Change of Soil Organic Carbon after Cropland Afforestation in ′Beijing-Tianjin Sandstorm Source Control′ Program Area in China

Land use change is one of the major factors that affect soil organic carbon(SOC) variation and global carbon balance. However, the effects of land use change on SOC are always variable. In this study, using a series of paired-field experiments, we estimated the effects of revegetation types and environmental conditions on SOC stock and vertical distribution after replacement of cropland with poplar(Populus tomentosa) and korshinsk peashrub(Caragana korshinskii) in three climate regions(Chifeng City, Fengning City and Datong City of the ′Beijing-Tianjin Sandstorm Source Control′(BTSSC) program area.
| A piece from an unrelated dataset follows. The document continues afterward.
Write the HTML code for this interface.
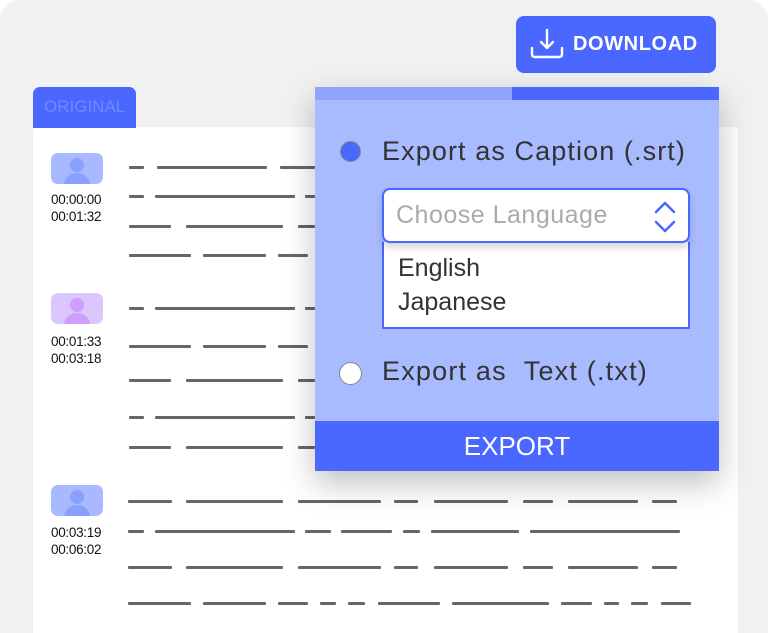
<!DOCTYPE html>
<html><head><meta charset="utf-8"><style>
*{margin:0;padding:0;box-sizing:border-box}
body{width:768px;height:633px;overflow:hidden;background:#fff;font-family:"Liberation Sans",sans-serif;position:relative}
.a{position:absolute}
.d{position:absolute;height:3px;background:#666;border-radius:1px}
.ts{position:absolute;left:51px;font-size:13.5px;color:#111;line-height:17px;letter-spacing:-0.3px}
.av{position:absolute;left:51px;width:52px;height:31px;border-radius:7px;overflow:hidden}
</style></head><body>
<div class="a" style="left:0;top:0;width:768px;height:633px;background:#f1f1f1;border-radius:20px 20px 0 0"></div>
<div class="a" style="left:33px;top:127px;width:705px;height:506px;background:#fff;border-radius:4px 4px 0 0"></div>
<div class="a" style="left:33px;top:87px;width:103px;height:41px;background:#4a67ff;border-radius:7px 7px 0 0;color:#7189ff;font-size:17px;padding:10px 0 0 11px">ORIGINAL</div>

<div class="av" style="top:153px;background:#a8b9ff"><div class="a" style="left:19px;top:5px;width:14px;height:14px;border-radius:50%;background:#8aa0ff"></div><div class="a" style="left:13px;top:20px;width:26px;height:24px;border-radius:50%;background:#8aa0ff"></div></div>
<div class="ts" style="top:191px">00:00:00<br>00:01:32</div>
<div class="av" style="top:293px;background:#dcc6ff"><div class="a" style="left:19px;top:5px;width:14px;height:14px;border-radius:50%;background:#cf9eff"></div><div class="a" style="left:13px;top:20px;width:26px;height:24px;border-radius:50%;background:#cf9eff"></div></div>
<div class="ts" style="top:333px">00:01:33<br>00:03:18</div>
<div class="av" style="top:485px;background:#a8b9ff"><div class="a" style="left:19px;top:5px;width:14px;height:14px;border-radius:50%;background:#8aa0ff"></div><div class="a" style="left:13px;top:20px;width:26px;height:24px;border-radius:50%;background:#8aa0ff"></div></div>
<div class="ts" style="top:524px">00:03:19<br>00:06:02</div>

<div class="d" style="top:166px;left:129px;width:15px"></div><div class="d" style="top:166px;left:157px;width:110px"></div><div class="d" style="top:166px;left:280px;width:35px"></div>
<div class="d" style="top:195px;left:129px;width:15px"></div><div class="d" style="top:195px;left:155px;width:140px"></div><div class="d" style="top:195px;left:305px;width:10px"></div>
<div class="d" style="top:225px;left:129px;width:42px"></div><div class="d" style="top:225px;left:186px;width:97px"></div><div class="d" style="top:225px;left:298px;width:17px"></div>
<div class="d" style="top:254px;left:129px;width:62px"></div><div class="d" style="top:254px;left:203px;width:63px"></div><div class="d" style="top:254px;left:278px;width:30px"></div>
<div class="d" style="top:307px;left:129px;width:15px"></div><div class="d" style="top:307px;left:155px;width:140px"></div><div class="d" style="top:307px;left:305px;width:10px"></div>
<div class="d" style="top:345px;left:129px;width:62px"></div><div class="d" style="top:345px;left:203px;width:63px"></div><div class="d" style="top:345px;left:278px;width:30px"></div>
<div class="d" style="top:379px;left:129px;width:42px"></div><div class="d" style="top:379px;left:186px;width:97px"></div><div class="d" style="top:379px;left:298px;width:17px"></div>
<div class="d" style="top:416px;left:129px;width:15px"></div><div class="d" style="top:416px;left:155px;width:140px"></div><div class="d" style="top:416px;left:305px;width:10px"></div>
<div class="d" style="top:446px;left:129px;width:42px"></div><div class="d" style="top:446px;left:186px;width:97px"></div><div class="d" style="top:446px;left:298px;width:17px"></div>
<div class="d" style="top:500px;left:128px;width:44px"></div><div class="d" style="top:500px;left:186px;width:97px"></div><div class="d" style="top:500px;left:298px;width:83px"></div><div class="d" style="top:500px;left:394px;width:24px"></div><div class="d" style="top:500px;left:434px;width:74px"></div><div class="d" style="top:500px;left:523px;width:30px"></div><div class="d" style="top:500px;left:568px;width:70px"></div><div class="d" style="top:500px;left:652px;width:25px"></div>
<div class="d" style="top:530px;left:128px;width:16px"></div><div class="d" style="top:530px;left:155px;width:140px"></div><div class="d" style="top:530px;left:305px;width:26px"></div><div class="d" style="top:530px;left:341px;width:51px"></div><div class="d" style="top:530px;left:403px;width:17px"></div><div class="d" style="top:530px;left:431px;width:88px"></div><div class="d" style="top:530px;left:530px;width:150px"></div>
<div class="d" style="top:566px;left:128px;width:44px"></div><div class="d" style="top:566px;left:186px;width:97px"></div><div class="d" style="top:566px;left:298px;width:83px"></div><div class="d" style="top:566px;left:394px;width:24px"></div><div class="d" style="top:566px;left:434px;width:74px"></div><div class="d" style="top:566px;left:523px;width:30px"></div><div class="d" style="top:566px;left:568px;width:70px"></div><div class="d" style="top:566px;left:652px;width:25px"></div>
<div class="d" style="top:602px;left:128px;width:63px"></div><div class="d" style="top:602px;left:203px;width:63px"></div><div class="d" style="top:602px;left:278px;width:30px"></div><div class="d" style="top:602px;left:320px;width:16px"></div><div class="d" style="top:602px;left:348px;width:17px"></div><div class="d" style="top:602px;left:378px;width:62px"></div><div class="d" style="top:602px;left:452px;width:97px"></div><div class="d" style="top:602px;left:561px;width:31px"></div><div class="d" style="top:602px;left:604px;width:15px"></div><div class="d" style="top:602px;left:631px;width:17px"></div><div class="d" style="top:602px;left:661px;width:30px"></div>

<div class="a" style="left:516px;top:16px;width:200px;height:57px;background:#4a67ff;border-radius:8px"></div>
<svg class="a" style="left:527px;top:26px" width="40" height="36" viewBox="0 0 40 36"><path d="M20 4v18M14 16l6 6 6-6M5 22v6q0 3 3 3h24q3 0 3-3v-6" fill="none" stroke="#fff" stroke-width="2.4" stroke-linecap="round" stroke-linejoin="round"/></svg>
<div class="a" style="left:573px;top:33px;color:#fff;font-weight:bold;font-size:20px;letter-spacing:0.6px">DOWNLOAD</div>

<div class="a" style="left:315px;top:87px;width:404px;height:384px;background:#a8bbff;box-shadow:0 12px 30px rgba(0,0,0,0.25)"></div>
<div class="a" style="left:315px;top:87px;width:197px;height:13px;background:#8fa3ff"></div>
<div class="a" style="left:512px;top:87px;width:207px;height:13px;background:#4a67ff"></div>
<div class="a" style="left:340px;top:141px;width:21px;height:21px;border-radius:50%;background:#4a67ff;border:1.5px solid #888"></div>
<div class="a" style="left:382px;top:136px;font-size:27px;color:#333;letter-spacing:1.1px">Export as Caption (.srt)</div>
<div class="a" style="left:382px;top:242px;width:308px;height:87px;background:#fff;border:2px solid #4a67ff;border-top:none"></div>
<div class="a" style="left:398px;top:251px;font-size:25px;color:#333;line-height:34px">English<br>Japanese</div>
<div class="a" style="left:382px;top:188px;width:308px;height:55px;background:#fff;border:2px solid #4a67ff;border-radius:8px;box-shadow:0 5px 8px rgba(0,0,0,0.15)"></div>
<div class="a" style="left:396px;top:201px;font-size:25px;color:#aaa;letter-spacing:0.5px">Choose Language</div>
<svg class="a" style="left:652px;top:198px" width="26" height="38" viewBox="0 0 26 38"><path d="M4 14l9-9 9 9M4 24l9 9 9-9" fill="none" stroke="#4a67ff" stroke-width="2.5" stroke-linecap="round" stroke-linejoin="round"/></svg>
<div class="a" style="left:339px;top:362px;width:23px;height:23px;border-radius:50%;background:#fff;border:1.5px solid #888"></div>
<div class="a" style="left:382px;top:356px;font-size:27px;color:#333;letter-spacing:1.2px">Export as&nbsp; Text (.txt)</div>
<div class="a" style="left:315px;top:421px;width:404px;height:50px;background:#4a67ff;color:#fff;font-size:26px;text-align:center;line-height:50px">EXPORT</div>
</body></html>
The results show that SOC sequestration rate ranges from 0.15 Mg/(ha·yr) to 3.76 Mg/(ha·yr) in the soil layer of 0–100 cm in early stage after cropland afforestation in the BTSSC program area. The SOC accumulation rates are the highest in Fengning for both the two vegetation types. Compared to C. korshinskii, P. tomentosa has greater effects on SOC accumulation in the three climate regions, but significantly greater effect only appears in Datong. The SOC density increases by 20%–111% and 15%–59% for P. tomentosa and 9%–63% and 0–73% for C. korshinskii in the 0–20 cm and 20–100 cm soil layers, respectively. Our results indicate that cropland afforestation not only affects SOC stock in the topsoil, but also has some effects on subsoil carbon. However, the effect of cropland afforestation on SOC accumulation varied with climate regions and revegetation types. Considering the large area of revegetation and relatively high SOC accumulation rate, SOC sequestration in the BTSSC program should contribute significantly to decrease the CO2 concentration in the atmosphere.